▶ _Data items_:
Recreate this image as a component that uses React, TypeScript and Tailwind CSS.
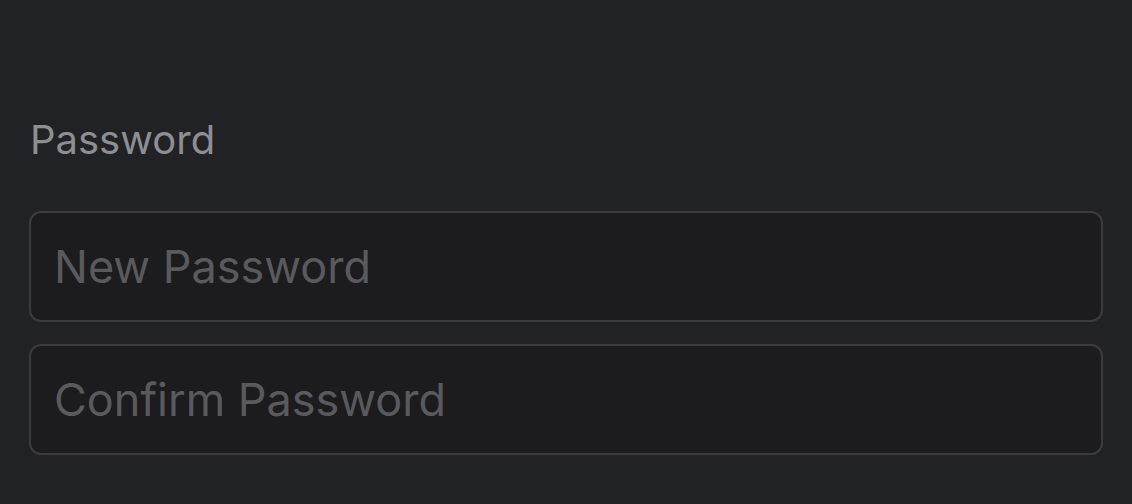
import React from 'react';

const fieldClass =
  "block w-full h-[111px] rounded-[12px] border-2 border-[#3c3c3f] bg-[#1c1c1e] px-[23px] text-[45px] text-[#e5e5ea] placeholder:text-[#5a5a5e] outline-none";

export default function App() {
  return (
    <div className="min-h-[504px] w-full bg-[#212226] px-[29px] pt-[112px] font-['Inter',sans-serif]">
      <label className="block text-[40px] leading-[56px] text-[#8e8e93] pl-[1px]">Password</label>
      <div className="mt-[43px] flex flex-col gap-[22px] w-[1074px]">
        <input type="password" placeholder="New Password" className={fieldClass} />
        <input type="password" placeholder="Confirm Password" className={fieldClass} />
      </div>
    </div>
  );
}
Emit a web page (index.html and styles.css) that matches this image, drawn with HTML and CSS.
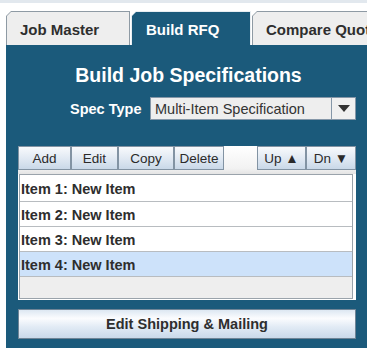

▶ _To do_:
Give again, word for word, every line from the top of the data through the line with "w-full h-[111px] rounded-[12px]", both ends included, and exclude the pictures.

▶ _Right answer_:
Recreate this image as a component that uses React, TypeScript and Tailwind CSS.
import React from 'react';

const fieldClass =
  "block w-full h-[111px] rounded-[12px] border-2 border-[#3c3c3f] bg-[#1c1c1e] px-[23px] text-[45px] text-[#e5e5ea] placeholder:text-[#5a5a5e] outline-none";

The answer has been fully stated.